Specifically, Adelstein raised the spelling of “that” from the Snapchat text and another spelling of “dat” for the same word from another phone that the prosecution said belongs to Melly.
“So when Melly spells the word ‘dat’ – you want me to go through all 19 pages or will you take my word that every time, every time, coming out of [phone number] 9807 that’s attributed to this young man that’s writing the message, he does not spell it ‘that’ but ‘dat’,” Adelstein said putting it to the witness.
“these phone messages that the state introduced on these pages that we painfully went through, he spells it “dat” not “that”, except for this one occasion,” Adelstein said.
The witness, however, maintained that Melly may have decided to use proper language on this occasion.
Moretti was also briefly cross-examined on whether the state even knew the identity of Peezy Gambino to verify that he knew Melly or may have spoken to him, but the witness said that the police identified him as Patrick Delovch and spoke to him. Adelstein, however, abruptly ended the line of questioning.
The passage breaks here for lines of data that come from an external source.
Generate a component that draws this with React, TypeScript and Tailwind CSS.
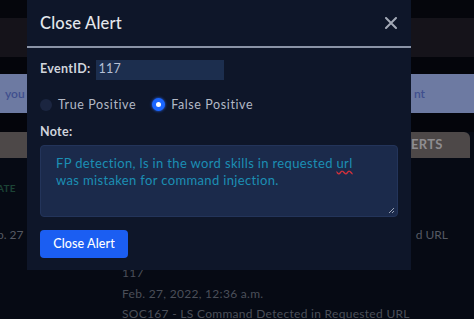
import React from "react";

export default function App() {
  return (
    <div
      className="relative w-[474px] h-[319px] overflow-hidden bg-[#060a14]"
      style={{ fontFamily: "Lato, 'Open Sans', sans-serif" }}
    >
      {/* dimmed page behind the modal */}
      <div className="flex flex-col">
        <div className="h-[18px] bg-[#05060c]" />
        <div className="h-[39px] bg-[#15131a]" />
        <div className="h-[17px] bg-[#04050b]" />
        <div className="h-[39px] bg-[#6d7aa2] flex items-center text-[12px] font-semibold text-[#3f4f8e]">
          <span className="ml-[5px]">you</span>
          <span className="ml-auto mr-[49px]">nt</span>
        </div>
        <div className="h-[19px] bg-[#04050b]" />
        <div className="h-[26px] w-[470px] bg-[#4d4848] rounded-tr-[6px] flex items-center text-[13px] font-bold text-[#8f8d90] tracking-wide">
          <span className="ml-[411px]">ERTS</span>
        </div>
        <div className="h-[23px]" />
        <div className="h-[14px] flex items-center text-[10px] font-bold text-[#1c4436] tracking-wide">
          <span className="-ml-[3px]">ATE</span>
        </div>
        <div className="h-[33px]" />
        <div className="h-[14px] flex items-center text-[12px] text-[#555963]">
          <span className="-ml-[3px]">b. 27</span>
          <span className="ml-auto mr-[26px]">d URL</span>
        </div>
        <div className="h-[25px]" />
        <div className="pl-[122px] flex flex-col text-[12px] text-[#4b4f59] tracking-[0.3px]">
          <span className="h-[16px] leading-[16px] -mt-[2px]">117</span>
          <span className="h-[21px] leading-[21px] mt-[2px]">Feb. 27, 2022, 12:36 a.m.</span>
          <span className="h-[20px] leading-[20px]">SOC167 - LS Command Detected in Requested URL</span>
        </div>
      </div>

      {/* modal */}
      <div className="absolute left-[27px] top-0 w-[384px] h-[270px] bg-[#0e1629] flex flex-col">
        <div className="h-[46px] flex items-center justify-between pl-[13px] pr-[13px]">
          <span className="text-[16.5px] font-medium text-[#e4e7ec] tracking-[0.2px]">Close Alert</span>
          <svg width="12" height="12" viewBox="0 0 12 12" className="mr-[1px]">
            <path d="M1 1 L11 11 M11 1 L1 11" stroke="#a3a9b6" strokeWidth="2" strokeLinecap="round" />
          </svg>
        </div>
        <div className="h-[1.5px] bg-[#8a93a6]" />
        <div className="flex flex-col px-[13px]">
          <div className="mt-[12px] flex items-center gap-[5px]">
            <span className="text-[12.5px] font-bold text-[#d0d4dc] tracking-[0.3px]">EventID:</span>
            <div className="w-[128px] h-[20px] bg-[#1c2e4e] flex items-center pl-[3px] text-[12.5px] text-[#b7c1d6] tracking-[0.3px]">
              117
            </div>
          </div>
          <div className="mt-[16px] flex items-center text-[12.5px] text-[#b3b9c6] tracking-[0.6px]">
            <span className="w-[12px] h-[12px] rounded-full bg-[#1b2540]" />
            <span className="ml-[6px]">True Positive</span>
            <span className="ml-[16px] w-[13px] h-[13px] rounded-full bg-[#1a66ff] flex items-center justify-center shadow-[0_0_3px_#2a6cff]">
              <span className="w-[5px] h-[5px] rounded-full bg-white" />
            </span>
            <span className="ml-[6px]">False Positive</span>
          </div>
          <div className="mt-[9px] text-[12.5px] font-bold text-[#d0d4dc] tracking-[0.3px]">Note:</div>
          <div className="relative mt-[3px] w-[358px] h-[72px] bg-[#1b2a4b] rounded-[4px] border border-[#23345a] pl-[15px] pt-[9px] text-[13px] leading-[17px] text-[#1b8fb4] tracking-[0.35px]">
            FP detection, ls in the word skills in requested{" "}
            <span className="underline decoration-wavy decoration-[#d6303a] underline-offset-[2px]">url</span>
            <br />
            was mistaken for command injection.
            <svg width="7" height="7" viewBox="0 0 7 7" className="absolute right-[2px] bottom-[2px]">
              <path d="M1 6 L6 1 M4 6 L6 4" stroke="#9aa3b6" strokeWidth="1" />
            </svg>
          </div>
          <div className="mt-[13px]">
            <button className="w-[88px] h-[28px] rounded-[4px] bg-[#1b5ef2] text-white text-[12.5px] font-medium tracking-[0.1px]">
              Close Alert
            </button>
          </div>
        </div>
      </div>
    </div>
  );
}
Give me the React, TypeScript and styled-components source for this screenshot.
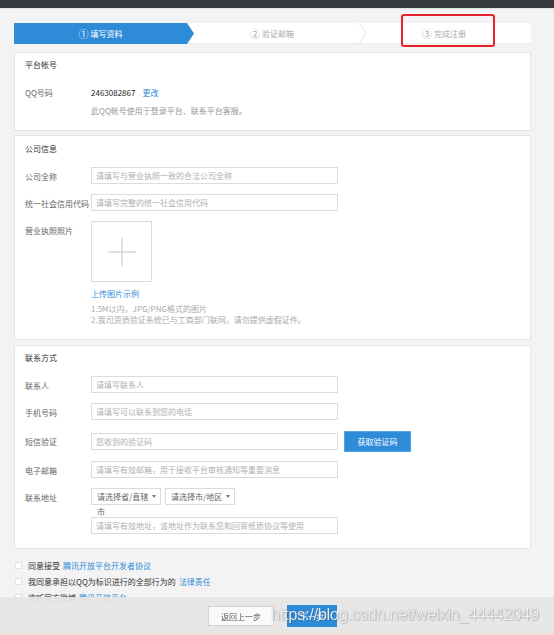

The job of the defense is to raise doubt as to whether Melly was the one who sent those texts and, ultimately, that the prosecution has not proven that the rapper was the one who sent them.
Earlier in the trial, the defense raised the fact that more than one person may have been using the phone on which evidence was taken. YNW Juvy was registered on the same phone plan as Melly.
Meanwhile, the prosecution closed its case on Monday morning, and the defense has indicated that it is ready to begin its arguments.
YNW Melly’s lawyers informed the judge that they would be calling 1-2 witnesses and the state would recall a rebuttal witness.
The defense may likely close its arguments on Tuesday, and closing arguments and directions by the judge are likely to be given at the end of this week.